Михаилу Азарьевичу не только переписываться разрешали, а и ездить в гости к родным. Это плохо укладывалось в сознании: и возможность выехать, и — еще больше — то, что он, выехав, возвращался. Мы поделились с ним нашими планами на отъезд. Тут настала его очередь удивляться. Как? Уехать из Ленинграда?! А уж он-то, всюду побывавший, мог бы понимать… В Сестрорецк он попал, можно сказать, из Швейцарии. Точнее, в Швейцарии, много лет назад, он угодил в автомобильную, аварию, дверцей машины ему раздробило бедренную кость; машина, естественно, была застрахована; операцию сделали в лучшей больнице; но прошли годы, металлическая пластинка, наложенная на кость, отжила свое, и пришлось делать новую операцию, на этот раз — на родине… Очень сильное впечатление произвело на нас описание больницы: отдельная палата, меню на завтрак, обед и ужин. Было видно, что и рассказчик-патриот этими воспоминаниям предаются с некоторой мечтательностью.
После больницы мы с Таней навещали его в его квартире на Петроградской, на улице братьев Васильевых. Помню большие и просторные комнаты, числом две или три, но квартира была коммунальной.
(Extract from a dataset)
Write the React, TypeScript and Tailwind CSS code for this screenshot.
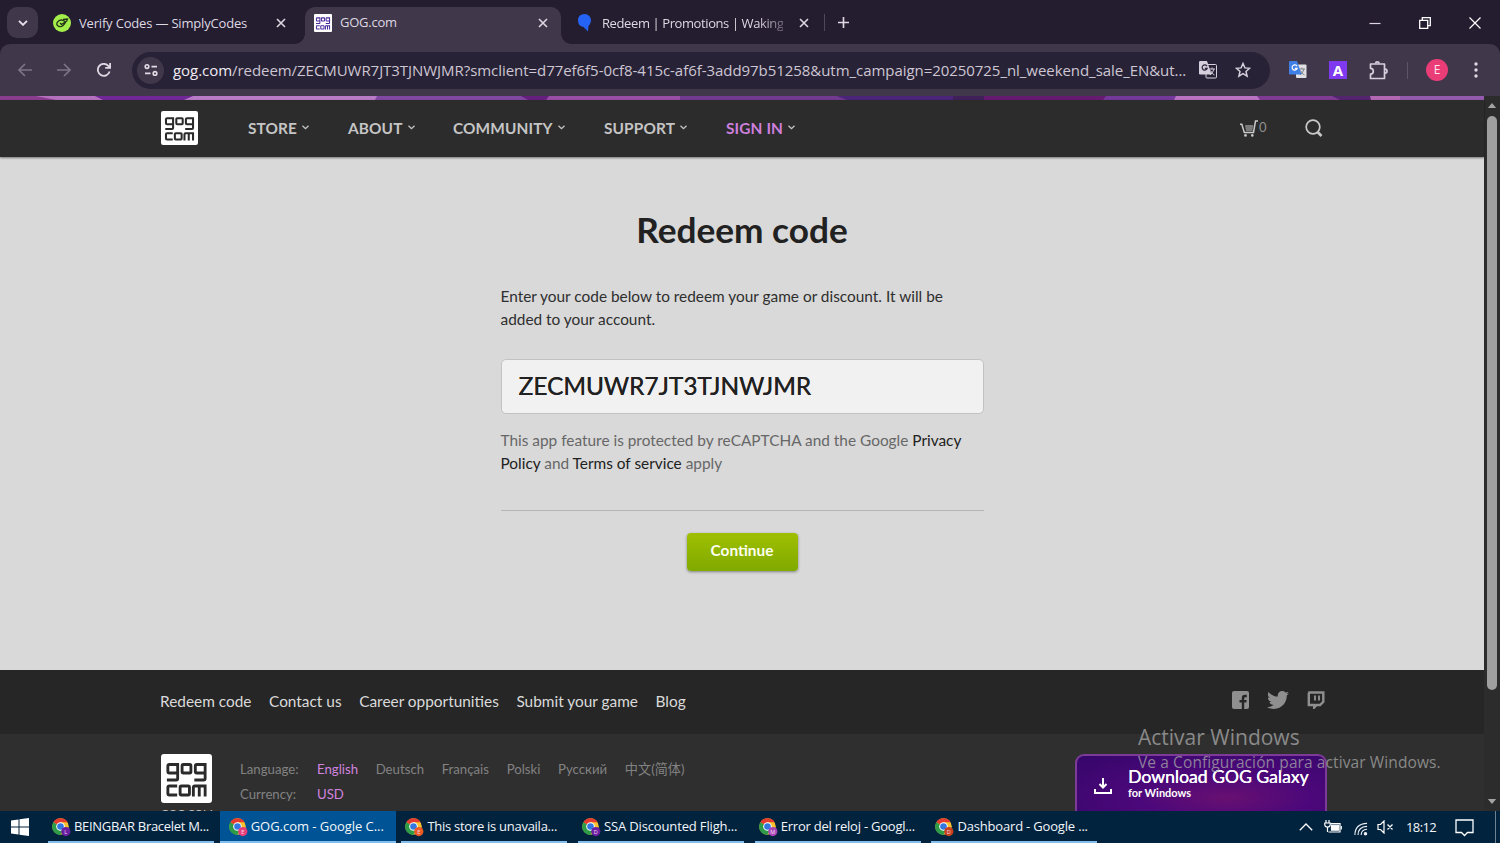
import type { ReactNode } from "react";
import { FaTwitter } from "react-icons/fa";

const UI = "font-['Open_Sans','Noto_Sans',sans-serif]";

// Page artwork above the header: each facet's left edge at the top and bottom
const FACETS = [
  { top: 0, bottom: 0, color: "#8a3c8f" },
  { top: 36, bottom: 56, color: "#b570be" },
  { top: 95, bottom: 103, color: "#702797" },
  { top: 193, bottom: 184, color: "#b97bc6" },
  { top: 377, bottom: 375, color: "#8048a2" },
  { top: 521, bottom: 528, color: "#661f7e" },
  { top: 549, bottom: 546, color: "#984ea6" },
  { top: 680, bottom: 680, color: "#71398f" },
  { top: 837, bottom: 847, color: "#4b2579" },
  { top: 953, bottom: 953, color: "#3f2058" },
  { top: 984, bottom: 984, color: "#651b70" },
  { top: 1106, bottom: 1103, color: "#74389b" },
  { top: 1176, bottom: 1174, color: "#b973c2" },
  { top: 1257, bottom: 1260, color: "#7f3b93" },
  { top: 1332, bottom: 1340, color: "#54246f" },
  { top: 1370, bottom: 1371, color: "#b468b3" },
  { top: 1400, bottom: 1400, color: "#945aae" },
];

const NAV = [
  { label: "STORE", box: "w-[100px]", text: "text-[#c5c5c5]" },
  { label: "ABOUT", box: "w-[105px]", text: "text-[#c5c5c5]" },
  { label: "COMMUNITY", box: "w-[151px]", text: "text-[#c5c5c5]" },
  { label: "SUPPORT", box: "w-[122px]", text: "text-[#c5c5c5]" },
  { label: "SIGN IN", box: "w-[100px]", text: "text-[#cd7fdc]" },
];

const TASKS = [
  { title: "BEINGBAR Bracelet M...", badge: "#6b1fa3", mark: "L", text: "tracking-[-0.3px]" },
  { title: "GOG.com - Google C...", badge: "#e83e7c", mark: "E", active: true, text: "tracking-[-0.04px]" },
  { title: "This store is unavaila...", badge: "#ee5a24", mark: "E", text: "tracking-[-0.27px]" },
  { title: "SSA Discounted Fligh...", badge: "#6b1fa3", mark: "D", text: "tracking-[-0.15px]" },
  { title: "Error del reloj - Googl...", badge: "#a845b8", mark: "M", text: "tracking-[-0.22px]" },
  { title: "Dashboard - Google ...", badge: "#c8401c", mark: "D", text: "tracking-[-0.18px]" },
];

function GogLogo({ className, bg = "#fff", fg = "#2a2a2a" }: { className: string; bg?: string; fg?: string }) {
  return (
    <svg viewBox="0 0 52 49" preserveAspectRatio="none" className={className}>
      <rect width="52" height="49" rx="3" fill={bg} />
      <g fill="none" stroke={fg} strokeWidth="2.9">
        <path d="M17 19H8.5Q7 19 7 17.500V12Q7 10.500 8.500 10.500H17V24.500Q17 26 15.500 26H6" />
        <rect x="21.500" y="10.500" width="9" height="8.500" rx="1.200" />
        <path d="M45 19H36.500Q35 19 35 17.500V12Q35 10.500 36.500 10.500H45V24.500Q45 26 43.500 26H34" />
        <path d="M16.500 32H8.500Q7 32 7 33.500V39.500Q7 41 8.500 41H16.500" />
        <rect x="19.500" y="32" width="9.500" height="9" rx="1.200" />
        <path d="M33 42.500V33.500Q33 32 34.500 32H45V42.500M39 32V42.500" />
      </g>
    </svg>
  );
}

const Cross = ({ className = "size-[10px]" }: { className?: string }) => (
  <svg viewBox="0 0 10 10" className={className} fill="none" stroke="#ded8e3" strokeWidth="1.6">
    <path d="M1 1l8 8M9 1L1 9" />
  </svg>
);

const Translate = ({ front, back, ink }: { front: string; back: string; ink: string }) => (
  <svg viewBox="0 0 18 18" className="size-[18px] shrink-0">
    <rect x="7" y="3.500" width="10.500" height="13.500" rx="1" fill={back} stroke={front === "#d6cfdc" ? front : "none"} />
    <path d="M10 8h6M13 6.500V8M15 8q-1 4-4 6M11.500 9.500q1.500 3.500 4 4.500" fill="none" stroke={ink} strokeWidth="1" />
    <path d="M1.200 0H8l4.500 13.500H1.200Q0 13.500 0 12.300V1.200Q0 0 1.200 0z" fill={front} />
    <path d="M8 5.200A2.600 2.600 0 1 0 8.200 7.300H5.800" fill="none" stroke={front === "#d6cfdc" ? "#282236" : "#fff"} strokeWidth="1.200" />
  </svg>
);

function Tab({ icon, title, titleClass, className }: { icon: ReactNode; title: string; titleClass: string; className: string }) {
  return (
    <div className={`flex items-center ${className}`}>
      {icon}
      <span className={`overflow-hidden whitespace-nowrap text-[13px] text-[#ded8e3] ${titleClass}`}>{title}</span>
      <Cross />
    </div>
  );
}

function ChromeIcon({ badge, mark }: { badge: string; mark: string }) {
  return (
    <svg viewBox="0 0 19 19" className="size-[19px] shrink-0">
      <circle cx="8.500" cy="8.500" r="8.300" fill="#fbc02d" />
      <path d="M8.500 8.500L1.300 4.300A8.300 8.300 0 0 1 15.700 4.300H8.500z" fill="#e53a2e" />
      <path d="M8.500 8.500L1.300 4.300A8.300 8.300 0 0 0 8.500 16.800L12 10.600z" fill="#2d9b48" />
      <circle cx="8.500" cy="8.500" r="4.300" fill="#fff" />
      <circle cx="8.500" cy="8.500" r="3.300" fill="#3477e0" />
      <circle cx="13.800" cy="13.600" r="4.600" fill={badge} />
      <text x="13.800" y="15.700" textAnchor="middle" fontSize="5.500" fill="#f5dcee">{mark}</text>
    </svg>
  );
}

function TabStrip() {
  return (
    <div className="flex h-11 bg-[#241c2f]">
      <div className="ml-[7px] mt-[7px] flex size-[31px] items-center justify-center rounded-[10px] bg-[#40374a]">
        <svg viewBox="0 0 10 6" className="h-[6px] w-[10px]" fill="none" stroke="#e8e2ec" strokeWidth="1.900"><path d="M1 .8l4 4 4-4" /></svg>
      </div>
      <Tab
        className="ml-[15px] w-[252px] pt-[2px]"
        titleClass="ml-[8px] w-[197px] pt-px tracking-[-0.18px]"
        title="Verify Codes — SimplyCodes"
        icon={
          <svg viewBox="0 0 18 18" className="size-[18px]">
            <circle cx="9" cy="9" r="9" fill="#a4ee4b" />
            <path d="M12 7.500Q8 4.500 5 7.500T6 12.500Q10 13.500 13 7.500L8.500 10.500 7 9M10 5.500l4.500-.5-1 2.500" fill="none" stroke="#26351a" strokeWidth="1.300" />
          </svg>
        }
      />
      <div className="relative mt-[7px] w-[256px] rounded-t-[10px] bg-[#40374a]">
        <i className="absolute -left-[10px] bottom-0 size-[10px] bg-[radial-gradient(circle_at_0_0,#241c2f_9.5px,#40374a_10px)]" />
        <i className="absolute -right-[10px] bottom-0 size-[10px] bg-[radial-gradient(circle_at_100%_0,#241c2f_9.5px,#40374a_10px)]" />
        <Tab
          className="h-[31px] pl-[9px]"
          titleClass="ml-[8px] w-[198px] pt-px tracking-[-0.25px]"
          title="GOG.com"
          icon={<GogLogo className="size-[18px]" fg="#492a9b" />}
        />
      </div>
      <Tab
        className="ml-[17px] pt-[2px]"
        titleClass="ml-[10px] w-[181px] mr-[16px] pt-px tracking-[-0.4px] [mask-image:linear-gradient(90deg,#000_155px,#0006_180px)]"
        title="Redeem | Promotions | Waking"
        icon={<svg viewBox="0 0 14 18" className="h-[18px] w-[14px]"><path d="M6.500 0A6.500 6.500 0 0 1 13 7Q12.500 10 10.500 12L10 17.500 5.500 13Q0 12 0 6.500 0 0 6.500 0z" fill="#2563f4" /></svg>}
      />
      <div className="ml-[15px] mt-[14px] h-[17px] w-px bg-[#51475b]" />
      <svg viewBox="0 0 12 12" className="ml-[13px] mt-[17px] size-[11px]" fill="none" stroke="#ded8e3" strokeWidth="1.800"><path d="M6 0v12M0 6h12" /></svg>
      <div className="ml-auto mr-[19px] flex items-center gap-[38px] pt-px">
        <svg viewBox="0 0 12 12" className="size-3" stroke="#ddd6e2" strokeWidth="1.200"><path d="M.5 6.500h11" /></svg>
        <svg viewBox="0 0 12 12" className="size-3" fill="none" stroke="#fff" strokeWidth="1.300"><path d="M.7 3.300h8v8h-8zM3.300 3V.7h8v8H9" /></svg>
        <svg viewBox="0 0 12 12" className="size-3" fill="none" stroke="#fff" strokeWidth="1.200"><path d="M.5.5l11 11M11.500.5l-11 11" /></svg>
      </div>
    </div>
  );
}

function Toolbar() {
  return (
    <div className="h-[52px] bg-[#241c2f]">
      <div className="flex h-full items-center rounded-t-[10px] bg-[#40374a] pl-[18px]">
        <svg viewBox="0 0 14 14" className="size-[14px]" fill="none" stroke="#7d7387" strokeWidth="1.700"><path d="M14 7H1.500M7 1L1 7l6 6" /></svg>
        <svg viewBox="0 0 14 14" className="ml-[25px] size-[14px]" fill="none" stroke="#7d7387" strokeWidth="1.700"><path d="M0 7h12.500M7 1l6 6-6 6" /></svg>
        <svg viewBox="0 0 14 14" className="ml-[26px] size-[14px]" fill="none" stroke="#ded8e3" strokeWidth="1.800"><path d="M12.600 8.500A6 6 0 1 1 11.300 2.800L13 4.700M13.100 0v4.900H8.200" /></svg>
        <div className="ml-[21px] flex h-[37px] w-[1138px] items-center rounded-full bg-[#282236] pl-[5px]">
          <span className="flex size-[27px] shrink-0 items-center justify-center rounded-full bg-[#40374a]">
            <svg viewBox="0 0 14 12" className="h-3 w-[14px]" fill="none" stroke="#e2dce6" strokeWidth="1.600"><circle cx="3" cy="2.600" r="1.800" /><path d="M7.500 2.600H13M1 9.400h5.500" /><circle cx="11" cy="9.400" r="1.800" /></svg>
          </span>
          <span className="ml-[9px] w-[1012px] shrink-0 whitespace-nowrap text-[15px] tracking-[-0.05px] text-[#cdc6d3]">
            <span className="text-[#f0ebf3]">gog.com</span>/redeem/ZECMUWR7JT3TJNWJMR?smclient=d77ef6f5-0cf8-415c-af6f-3add97b51258&amp;utm_campaign=20250725_nl_weekend_sale_EN&amp;ut...
          </span>
          <span className="ml-[14px] shrink-0"><Translate front="#d6cfdc" back="#282236" ink="#d6cfdc" /></span>
          <svg viewBox="0 0 16 16" className="ml-[18px] size-4 shrink-0" fill="none" stroke="#d6cfdc" strokeWidth="1.500"><path d="M8 1.500l1.900 4.400 4.700.4-3.600 3.100 1.100 4.700L8 11.600l-4.100 2.500L5 9.400 1.400 6.300l4.700-.4z" /></svg>
        </div>
        <span className="ml-[19px]"><Translate front="#3f7fe6" back="#e1e1e4" ink="#7c8288" /></span>
        <span className="ml-[22px] flex size-[18px] items-center justify-center bg-[#7f3aef] text-[15px] font-bold leading-none text-white">A</span>
        <svg viewBox="0 0 19 19" className="ml-[22px] size-[19px]" fill="none" stroke="#d6cfdc" strokeWidth="1.700"><path d="M1.500 3H15.500V17.500H1.500V13.200Q4.300 13 4.300 10.300T1.500 7.400z" strokeLinejoin="round" /><path d="M6.500 2.500Q6.700.9 8.300.9T10.200 2.500M16 8.200Q18 8.300 18 10.200T16 12.200" /></svg>
        <div className="ml-[19px] h-[17px] w-px bg-[#5f5569]" />
        <span className="ml-[18px] flex size-[22px] items-center justify-center rounded-full bg-[#ea3d78] text-[12px] text-[#ffe6ee]">E</span>
        <svg viewBox="0 0 4 16" className="ml-[26px] h-4 w-1" fill="#ded8e3"><circle cx="2" cy="2" r="1.700" /><circle cx="2" cy="8" r="1.700" /><circle cx="2" cy="14" r="1.700" /></svg>
      </div>
    </div>
  );
}

function SiteHeader() {
  return (
    <header className="relative flex h-[57px] items-center bg-[#2c2c2c] pl-[161px] shadow-[0_1px_2px_rgba(0,0,0,0.45)]">
      <GogLogo className="mb-px h-[34px] w-[37px]" />
      <nav className="ml-[50px] flex pb-[2px]">
        {NAV.map(item => (
          <div key={item.label} className={`flex items-center whitespace-nowrap ${item.box}`}>
            <span className={`text-[15.4px] font-bold leading-5 tracking-[0.12px] ${item.text}`}>{item.label}</span>
            <svg viewBox="0 0 7 5" className="ml-[5px] h-[5px] w-[7px]" fill="none" stroke="#c5c5c5" strokeWidth="1.300"><path d="M.5.7l3 3 3-3" /></svg>
          </div>
        ))}
      </nav>
      <svg viewBox="0 0 18 17" className="ml-auto h-[17px] w-[18px]" fill="none" stroke="#c9c9c9" strokeWidth="1.500">
        <path d="M0 4.300h1.800l2.500 8.200h9.200L15.500 1H18" /><path d="M5.200 6h8M5.500 8h7.300M6 10h6.500" strokeWidth="1" />
        <circle cx="5.500" cy="15.400" r="1.300" fill="#c9c9c9" stroke="none" /><circle cx="12.300" cy="15.400" r="1.300" fill="#c9c9c9" stroke="none" />
      </svg>
      <span className="ml-px w-[8px] pb-px text-[13px] text-[#8f8f8f]">0</span>
      <svg viewBox="0 0 18 18" className="mb-[2px] ml-[38px] mr-[161px] size-[18px]" fill="none" stroke="#c9c9c9"><circle cx="8" cy="8" r="6.800" strokeWidth="1.700" /><path d="M12.500 13l4 4" strokeWidth="2.600" /></svg>
    </header>
  );
}

function RedeemForm() {
  return (
    <main className="h-[513px] bg-[#d9d9d9] pt-[49px] text-[#212121]">
      <div className="mx-auto w-[483px]">
        <h1 className="text-center text-[35.2px] font-bold leading-[46px]">Redeem code</h1>
        <p className="mt-[33px] text-[15.4px] leading-[23px] text-[#2f2f2f]">Enter your code below to redeem your game or discount. It will be<br />added to your account.</p>
        <div className="mt-[28px] flex h-[55px] items-center rounded-[5px] border-[1.5px] border-[#c2c2c2] bg-[#f1f1f1] pl-[17px] text-[24.4px] [text-shadow:0.3px_0_0_#212121]">ZECMUWR7JT3TJNWJMR</div>
        <p className="mt-[15px] text-[15.4px] leading-[23px] text-[#676767]">
          This app feature is protected by reCAPTCHA and the Google <a className="text-[#212121]">Privacy<br />Policy</a> and <a className="text-[#212121]">Terms of service</a> apply
        </p>
        <hr className="mt-[35px] border-[#b5b5b5]" />
        <button className="mx-auto mt-[22px] flex h-[38px] w-[111px] items-center justify-center rounded-[4px] bg-linear-to-b from-[#9fbf00] to-[#80aa00] pb-[2px] text-[15.4px] font-bold text-[#fcfff0] shadow-[0_1px_3px_rgba(0,0,0,0.4)]">Continue</button>
      </div>
    </main>
  );
}

function SiteFooter() {
  return (
    <footer>
      <div className="flex h-16 items-center bg-[#262626] pb-px pl-[160px] text-[15.4px] text-[#dadada]">
        <div className="flex gap-[17.6px]">
          <a>Redeem code</a>
          <a>Contact us</a>
          <a>Career opportunities</a>
          <a>Submit your game</a>
          <a>Blog</a>
        </div>
        <div className="ml-auto mr-[159px] flex items-center pb-[3px] text-[#8f8f8f]">
          <svg viewBox="0 0 17 18" className="h-[18px] w-[17px]"><path d="M2 0h13q2 0 2 2v14q0 2-2 2h-2.800v-6.500h2.100l.4-2.500h-2.500V7.500q0-1.300 1.300-1.300h1.300V3.800h-2q-3 0-3 3.200v2H7.500v2.500h2.300V18H2q-2 0-2-2V2Q0 0 2 0z" fill="currentColor" /></svg>
          <FaTwitter className="ml-[18px] size-[22px]" />
          <svg viewBox="0 0 18 18" className="ml-[18px] size-[18px]" fill="none" stroke="currentColor"><path d="M2.300 1.500h14v9.300l-3.200 3.200H9.700l-2.500 2.500V14H1.800V2.500z" strokeWidth="2.400" /><path d="M8 4.500v5M12 4.500v5" strokeWidth="1.900" /></svg>
        </div>
      </div>
      <div className="flex h-[77px] overflow-hidden bg-[#2f2f2f] pl-[161px] pt-5 text-[13.200px] text-[#828282]">
        <div className="w-[52px] shrink-0">
          <GogLogo className="h-[49px] w-[51px]" />
          <p className="mt-[3px] whitespace-nowrap text-[10.7px] leading-4 text-[#bdbdbd]">GOG.COM</p>
        </div>
        <div className="ml-[27px] w-[77px] shrink-0 pt-[3px] leading-[25px]">
          <p>Language:</p>
          <p>Currency:</p>
        </div>
        <div className="pt-[3px] leading-[25px]">
          <div className="flex gap-[17.700px] whitespace-nowrap">
            <span className="text-[#d084df]">English</span>
            <span>Deutsch</span>
            <span>Français</span>
            <span>Polski</span>
            <span>Русский</span>
            <span>中文(简体)</span>
          </div>
          <p className="text-[#d084df]">USD</p>
        </div>
        <div className="ml-auto mr-[157px] flex h-[80px] w-[252px] rounded-t-[9px] border-2 border-[#7b3b96] bg-[radial-gradient(ellipse_at_60%_55%,#681071_0%,#4c087a_40%,#35066a_100%)] pl-[17px] pt-[11px] text-white">
          <svg viewBox="0 0 18 16" className="mt-[11px] h-4 w-[18px]" fill="none" stroke="#fff" strokeWidth="2"><path d="M9 0v9M5.500 6L9 9.500 12.500 6M1 11v4h16v-4" /></svg>
          <div className="ml-[16px] whitespace-nowrap">
            <p className="text-[17.600px] leading-[20px] [text-shadow:0.3px_0_0_#fff]">Download GOG Galaxy</p>
            <p className="text-[11px] font-bold leading-[12px]">for Windows</p>
          </div>
        </div>
      </div>
    </footer>
  );
}

function Taskbar() {
  return (
    <div className={`flex h-8 items-center bg-[#02233e] pl-[11px] text-[13px] text-[#f2f6fa] ${UI}`}>
      <svg viewBox="0 0 18 18" className="size-[18px] shrink-0" fill="#fff"><path d="M0 2.500L7.500 1.400V8.500H0zM8.500 1.300L18 0V8.500H8.500zM0 9.500H7.500V16.600L0 15.500zM8.500 9.500H18V18L8.500 16.700z" /></svg>
      <div className="ml-[14px] flex h-full gap-[0.7px]">
        {TASKS.map(task => (
          <div key={task.title} className={`flex h-full w-[176px] shrink-0 flex-col ${task.active ? "bg-[#005394]" : "px-[5px]"}`}>
            <div className={`flex flex-1 items-center gap-[3px] whitespace-nowrap pt-[2px] ${task.active ? "pl-[9px]" : "pl-[4px]"}`}>
              <ChromeIcon badge={task.badge} mark={task.mark} />
              <span className={task.text}>{task.title}</span>
            </div>
            <div className="h-[2px] bg-[#83bdec]" />
          </div>
        ))}
      </div>
      <div className="ml-auto flex items-center">
        <svg viewBox="0 0 14 8" className="h-2 w-[14px]" fill="none" stroke="#fff" strokeWidth="1.300"><path d="M.8 7.200L7 1l6.200 6.200" /></svg>
        <svg viewBox="0 0 18 14" className="ml-[11px] h-[14px] w-[18px]" fill="none" stroke="#fff" strokeWidth="1.200"><path d="M6.500 3.500h9.500v8.500H4.500" /><path d="M7.500 5.200h7v5h-7z" fill="#fff" /><path d="M2 0v3M5 0v3M.8 3h5.400v2Q6 7 3.500 7T.8 5zM3.500 7v5" /><path d="M17.300 6v3.500" /></svg>
        <svg viewBox="0 0 15 15" className="ml-[12px] mt-[3px] size-[14px]" fill="none" stroke="#e9eef3" strokeWidth="1.200"><path d="M1 14Q1 2 14 1.500M4.300 14Q4.300 5 14 4.700M7.700 14Q7.700 8 14 7.800" /><circle cx="12.300" cy="12.500" r="1.300" fill="#fff" /></svg>
        <svg viewBox="0 0 17 14" className="ml-[9px] h-[14px] w-[17px]" fill="none" stroke="#fff" strokeWidth="1.200"><path d="M1 4.500h2.500L7 1v12L3.500 9.500H1zM10.500 4.500l5 5M15.500 4.500l-5 5" /></svg>
        <span className="ml-[12px] w-[31px] whitespace-nowrap pt-px text-[13px] tracking-[-0.6px]">18:12</span>
        <svg viewBox="0 0 19 18" className="ml-[18px] mt-[2px] h-[18px] w-[19px]" fill="none" stroke="#fff" strokeWidth="1.300"><path d="M1 1h17v12.500h-5.500L9.500 16.500l-3-3H1z" /></svg>
        <div className="ml-[21px] h-8 w-px bg-[#6d8394]" />
        <div className="w-[4px]" />
      </div>
    </div>
  );
}

export default function App() {
  return (
    <div className="relative flex h-[843px] w-[1500px] flex-col overflow-hidden">
      <div className={UI}>
        <TabStrip />
        <Toolbar />
      </div>
      <div className="flex h-[715px]">
        <div className="w-[1484px] font-['Lato','Noto_Sans_CJK_SC',sans-serif]">
          <svg viewBox="0 0 1484 4" className="block h-1 w-full">
            {FACETS.map(f => (
              <path key={f.top} d={`M${f.top} 0H1484V4H${f.bottom}z`} fill={f.color} />
            ))}
          </svg>
          <SiteHeader />
          <RedeemForm />
          <SiteFooter />
        </div>
        {/* Page scrollbar */}
        <div className="flex w-4 flex-col items-center justify-between bg-[#2c2c2c] py-[7px]">
          <svg viewBox="0 0 10 6" className="h-[5px] w-[10px]" fill="#a3a3a3"><path d="M5 0l5 6H0z" /></svg>
          <div className="mb-auto mt-[8px] h-[574px] w-[10px] rounded-full bg-[#9f9f9f]" />
          <svg viewBox="0 0 10 6" className="h-[5px] w-[10px]" fill="#a3a3a3"><path d="M0 0h10L5 6z" /></svg>
        </div>
      </div>
      <Taskbar />
      {/* Windows activation watermark */}
      <div className={`absolute left-[1138px] top-[724px] whitespace-nowrap text-[#a9a9a9]/75 ${UI}`}>
        <p className="text-[21px] leading-[27px]">Activar Windows</p>
        <p className="text-[15.500px] leading-[23px] tracking-[0.1px]">Ve a Configuración para activar Windows.</p>
      </div>
    </div>
  );
}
— Это была квартира моей матери, — вздыхал Михаил Азарьевич.
Одну из старинных картин своей коллекции живописи он осторожно приписывал Вермееру (чьих работ, как известно, нет в Эрмитаже).
С Эйзенштейном Краминский в юности учился на каких-то курсах и всю жизнь хранил кипу его случайных рисунков, сделанных от скуки, во время разговоров, на клочках бумаги и папиросных коробках. Выйдя на пенсию, Краминский решил их опубликовать, но не знал, как приняться за дело, и позвонил — Ираклию Анроникову. Поразительно! Поразительно то, как человек вполне ничтожный и безмысленный, обладавший только даром площадной клоунады, приобрел в ту пору в Советском Союзе репутацию ученого, писателя, культурного деятеля. Лауреат ленинской и государственной премий, знаменитость почище Аллы Пугачевой — и полный скоморох, полная душевная пустота. Тут, конечно, во мне антисемит проснулся. Ираклий Луарсабович был родом из евреев… Ей-богу, Краминский мог обратиться к другом человеку. Были в ту пору порядочные люди. Услыхав, о чем речь, Андроников немедленно приехал. Когда увидел рисунки, руки у него затряслись, глаза загорелись.
— Сколько вы хотите за это? — спросил он.
— Я ничего не хочу, — ответил Краминский. — Денег мне не нужно. Вы только упомяните при публикации, что получили рисунки от меня.
— Конечно, конечно, — заверил его Андроников. И солгал. Украл; не упомянул.